# Lesson 3: Multi-Layered Perceptrons

## Introduction

Biological neurons are non-linear and are complex intricate networks. In machine learning, single neurons can only construct linear functions and decision boundaries. Single linear neurons can't solve XOR problems but one hidden layered MLPs can.

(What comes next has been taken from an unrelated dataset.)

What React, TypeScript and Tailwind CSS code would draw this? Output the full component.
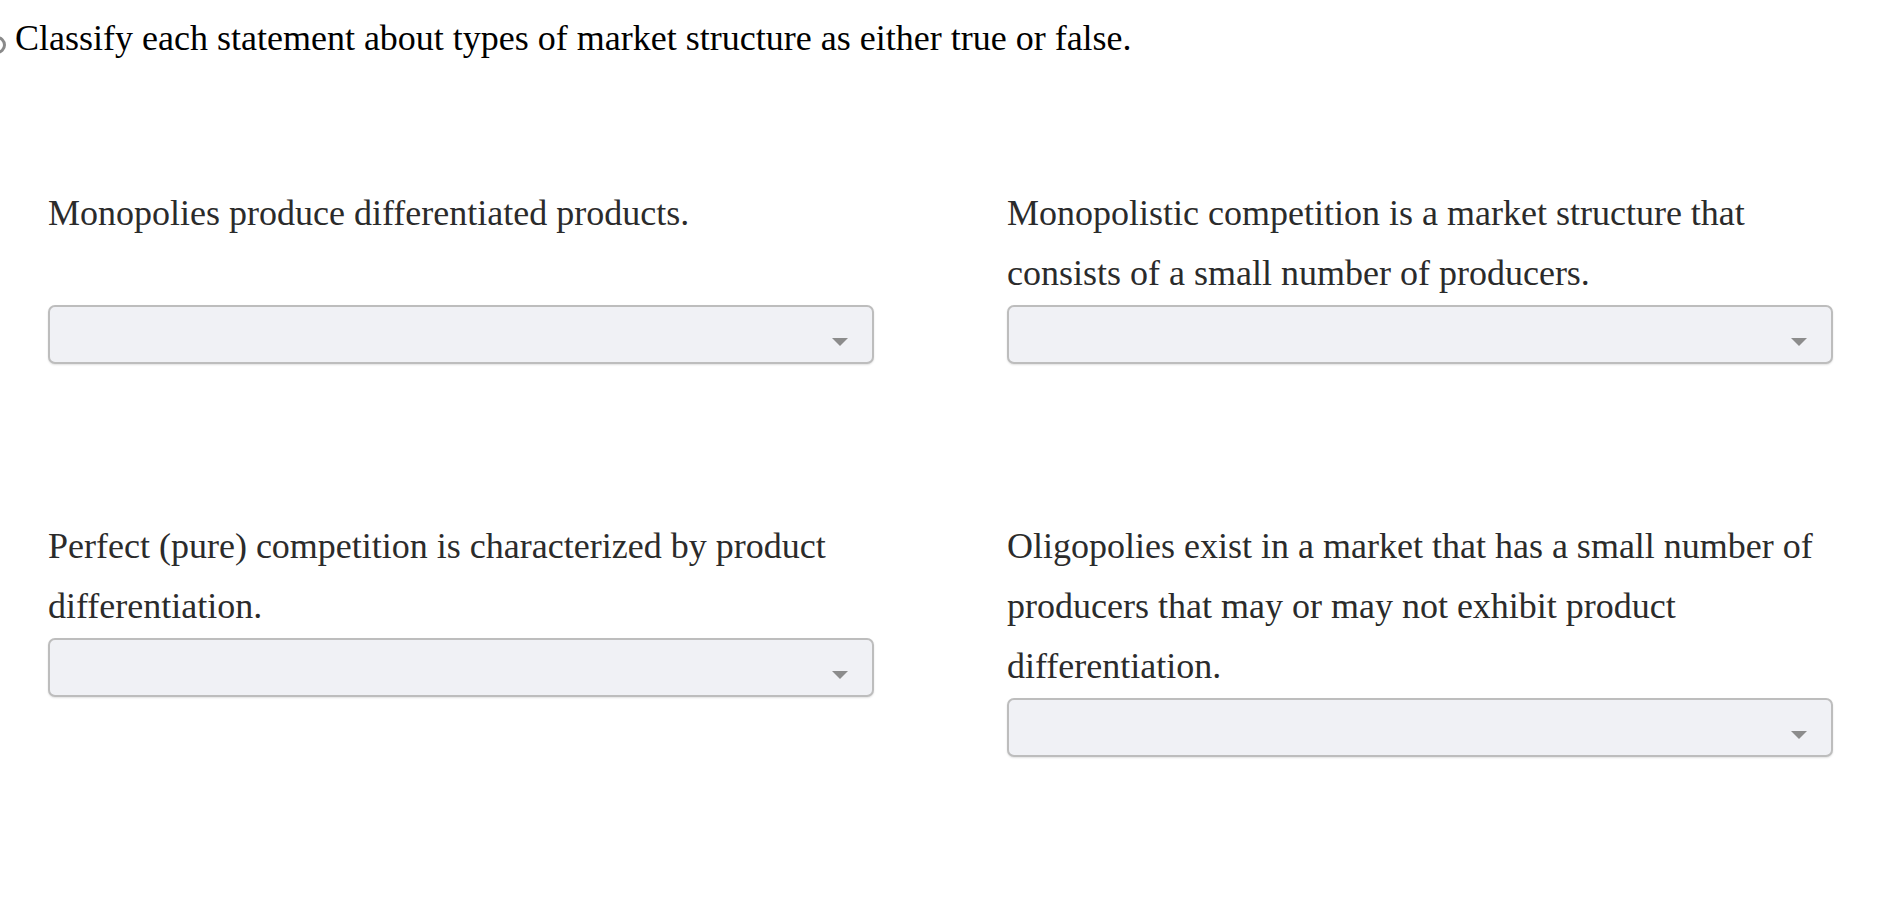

One hidden layer MLPs can solve pratically any problem (given enough neurons in the hidden layer).

## Universal Function Approximation Theorem

The Universal Function Approximation Theorem states that feedforward neural networks with single hidden layers containing finite numbers of neurons can approximate any continuous function on a compact input domain to arbitrary accuracy given a sufficiently large number of hidden neurons and appropriate choice of activiation function.

This does beg the question of figuring out how many neurons to use. This theorem does not tell us how many hidden neurons we would need, all it's saying is that it is possible. It also doesn't tell us how to find these functions. There's no gurantee that we'll be able to find a function given a finite set of example input output pairs.

To gain some more intuition behind it, let's think about what a ReLU function is. Essentially, rectified linear units or ReLU is an activation function that introduces non-linearity to a deep learning model.

In [None]:
import matplotlib.pyplot as plt

def relu(x):
	return max(0.0, x)

reluBase = []
for i in range(-2, 2):
    reluBase.append(relu(i))

The ReLu function takes the following shape

In [None]:
plt.plot(reluBase)

We create some modified ReLU functions:

In [None]:
def relu_add_1(x):
	return relu(x + 1)

def relu_x_minus_two(x):
	return -2 * max(0.0, x)

def relu_minus_1(x):
	return relu(x-1)

relu1 = []
relu2 = []
relu3 = []

Relu_Range = list(range(-3, 3))

for i in Relu_Range:
	relu1.append(relu_add_1(i))
	relu2.append(relu_x_minus_two(i))
	relu3.append(relu_minus_1(i))

fig, ax = plt.subplots()

plt.subplot(3,1,1)
plt.plot(Relu_Range, relu1)
plt.title('relu(x + 1)')

plt.subplot(3,1,2)
plt.plot(Relu_Range, relu2)
plt.title('-2 * relu(x)')

plt.subplot(3,1,3)
plt.plot(Relu_Range, relu3)
plt.title('relu(x - 1)')

plt.show()

But then when we combine these, we get:

In [None]:
def comb_relu(x):
    return relu_add_1(x) + relu_x_minus_two(x) + relu_minus_1(x)

relu4 = []

for i in list(range(-3, 3)):
	relu4.append(comb_relu(i))

plt.plot(Relu_Range, relu4)

Here you can see that you've made a bit of a curve with a combination of ReLUs. Continuously doing this, we'll be able to replicate sin functions and create entire waves just using ReLUs.

## Building MLPs

Multilayered perceptrons are just simple linear layers stacked. The layers have activation functions or non-linearity functions labeled by $\sigma$.